The Christian faith is Trinitarian. The Christian creed is founded on Holy Scripture and the Apostles’ Creed. Christians profess the following.

  • We believe in God the Father, the Son, and the Holy Spirit.
  • We believe that Jesus Christ died for us and rose again, and that He will come again.
  • We believe in one holy universal and apostolic church, the communion of saints, forgiveness of sins, the resurrection of the body, and life everlasting.

In addition, Christians feel united by baptism. And they treat each other in a friendly and peaceful way.

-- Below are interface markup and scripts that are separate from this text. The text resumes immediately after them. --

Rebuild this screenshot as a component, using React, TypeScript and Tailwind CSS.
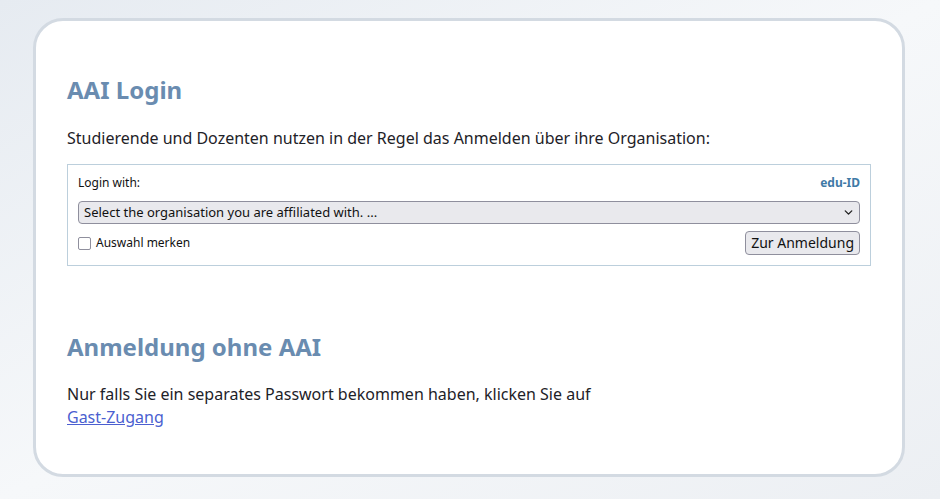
import { ChevronDown } from "lucide-react";

const App = () => {
    return (
        <div
            className="min-h-[499px] w-full bg-gradient-to-br from-[#e6ebf1] via-[#f6f8fa] to-[#eceff3] px-[33px] pt-[18px] pb-[22px]"
            style={{ fontFamily: '"Noto Sans", "Open Sans", sans-serif' }}
        >
            <div className="w-[872px] h-[459px] bg-white border-[3px] border-[#d3dae2] rounded-[30px] px-[31px] pt-[53px]">
                {/* AAI login section */}
                <h1 className="text-[24px] leading-[32px] font-bold text-[#6a8cb0]">AAI Login</h1>
                <p className="mt-[20px] text-[16px] leading-[24px] text-[#1e2228]">
                    Studierende und Dozenten nutzen in der Regel das Anmelden über ihre Organisation:
                </p>
                <div className="mt-[14px] border border-[#bccfdc] px-[10px] pt-[9px] pb-[10px]">
                    <div className="flex items-center justify-between h-[18px]">
                        <span className="text-[12px] text-[#111]">Login with:</span>
                        <span className="text-[12px] font-bold text-[#3f7aa6]">edu-ID</span>
                    </div>
                    <div className="mt-[9px] relative">
                        <div className="h-[23px] bg-[#e9e9ed] border border-[#8f8f9d] rounded-[4px] flex items-center justify-between pl-[5px] pr-[4px]">
                            <span className="text-[13px] text-[#111]">Select the organisation you are affiliated with. ...</span>
                            <ChevronDown size={13} strokeWidth={2.5} className="text-[#222]" />
                        </div>
                    </div>
                    <div className="mt-[7px] flex items-center justify-between">
                        <label className="flex items-center gap-[5px] text-[12px] text-[#111]">
                            <span className="w-[13px] h-[13px] border border-[#8f8f9d] rounded-[2px] bg-white" />
                            Auswahl merken
                        </label>
                        <button className="h-[24px] px-[5px] bg-[#e9e9ed] border border-[#8f8f9d] rounded-[4px] text-[14px] leading-[20px] text-[#111]">
                            Zur Anmeldung
                        </button>
                    </div>
                </div>

                {/* Guest login section */}
                <h2 className="mt-[65px] text-[24px] leading-[32px] font-bold text-[#6a8cb0]">Anmeldung ohne AAI</h2>
                <p className="mt-[20px] text-[16px] leading-[23px] text-[#1e2228]">
                    Nur falls Sie ein separates Passwort bekommen haben, klicken Sie auf
                    <br />
                    <a href="#" className="text-[#4b5fd0] underline">Gast-Zugang</a>
                </p>
            </div>
        </div>
    );
};

export default App;
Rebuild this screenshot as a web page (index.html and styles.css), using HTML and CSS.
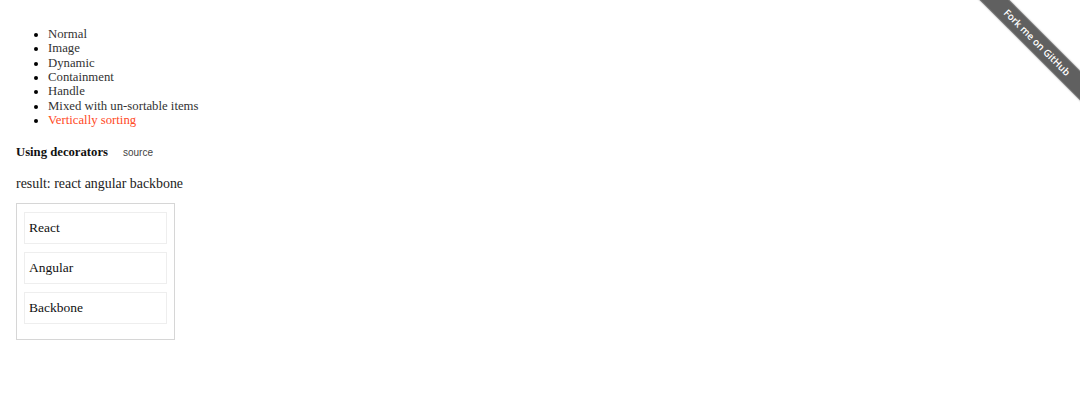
FILE: index.html
```html
<!DOCTYPE html>
<html>
<head>
<meta charset="utf-8">
<link rel="stylesheet" href="styles.css">
</head>
<body>
<ul class="nav">
  <li>Normal</li>
  <li>Image</li>
  <li>Dynamic</li>
  <li>Containment</li>
  <li>Handle</li>
  <li>Mixed with un-sortable items</li>
  <li class="active">Vertically sorting</li>
</ul>
<div class="heading"><b>Using decorators</b><span class="source">source</span></div>
<p class="result">result: react angular backbone</p>
<div class="sortable">
  <div class="item">React</div>
  <div class="item">Angular</div>
  <div class="item">Backbone</div>
</div>
<div class="ribbon-wrap"><div class="ribbon">Fork me on GitHub</div></div>
</body>
</html>
```
FILE: styles.css
```css
html, body { background: #fff; }
body {
  margin: 0;
  padding: 8px 16px;
  font-family: "Liberation Serif", "Times New Roman", serif;
  font-size: 13px;
  color: #222;
}
.nav {
  margin: 19px 0 0 0;
  padding-left: 32px;
  line-height: 14.33px;
  font-size: 12.75px;
}
.nav li { color: #333; }
.nav li::marker { color: #000; }
.nav li.active { color: #ff4a26; }
.heading {
  margin-top: 18px;
  line-height: 14px;
  display: flex;
  align-items: baseline;
  font-size: 12.7px;
}
.heading b { color: #111; }
.source {
  margin-left: 15px;
  font-family: "Liberation Sans", Arial, sans-serif;
  font-size: 10px;
  color: #444;
}
.result {
  margin: 17px 0 0 0;
  line-height: 14px;
  font-size: 13.9px;
}
.sortable {
  margin-top: 12px;
  width: 143px;
  border: 1px solid #d6d6d6;
  padding: 8px 7px 7px 7px;
}
.item {
  height: 30px;
  line-height: 30px;
  padding: 0 4px;
  border: 1px solid #eee;
  margin-bottom: 8px;
  color: #111;
  font-size: 13.5px;
}
.ribbon-wrap {
  position: absolute;
  top: 0;
  right: 0;
  width: 120px;
  height: 120px;
  overflow: hidden;
}
.ribbon {
  position: absolute;
  left: -8px;
  top: 32px;
  width: 170px;
  height: 21px;
  line-height: 21px;
  background: #606060;
  color: #fff;
  text-align: center;
  font-family: "Open Sans", "DejaVu Sans", sans-serif;
  font-weight: 600;
  font-size: 9.8px;
  transform: rotate(45deg);
  box-shadow: 0 0 2px rgba(0,0,0,0.4), inset 0 1px 0 rgba(255,255,255,0.12), inset 0 -1px 0 rgba(255,255,255,0.12);
}
```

Christians believe in Christ

However, a look at Christianity shows: not all believe this any more. In biblical times, Christians were Jews who believed in Jesus Christ as the Son of God. Today, Christians call themselves Christians who no longer even believe in Jesus Christ. There are antitrinitarian denominations, monotheistic denominations, ditheistic denominations—and all in the broader context of Christianity. There are denominational families with great consensus, yet hundreds of Christian denominations also prove by their sheer quantity how divided the body of Christ is.

Yet, Christian faith is to be reconciling. A belief that does not distinguish between race or gender, biography or wealth or social position. A belief that focuses on the sick and the poor just as it does on the rich and the healthy. A belief for which all human beings are creatures of God and are assured of His infinite love. Christian faith does not say, “Yes, but …,” but rather, “Yes, that’s certain!” Whoever loves the sinner because God loves him is a Christian. Whoever puts the stones down instead of throwing them is a Christian.

Being a Christian – an agenda

The name says it all. Being a Christian means following the example of Christ, living the love of God, and letting the wind of the Holy Spirit blow—all these are characteristics of Christian brothers and sisters. Thinking sisterly and brotherly means praying for others, singing with others, hoping with others, and honouring our neighbour. This is what makes brothers and sisters in Christ.

Whoever lives like this honours God.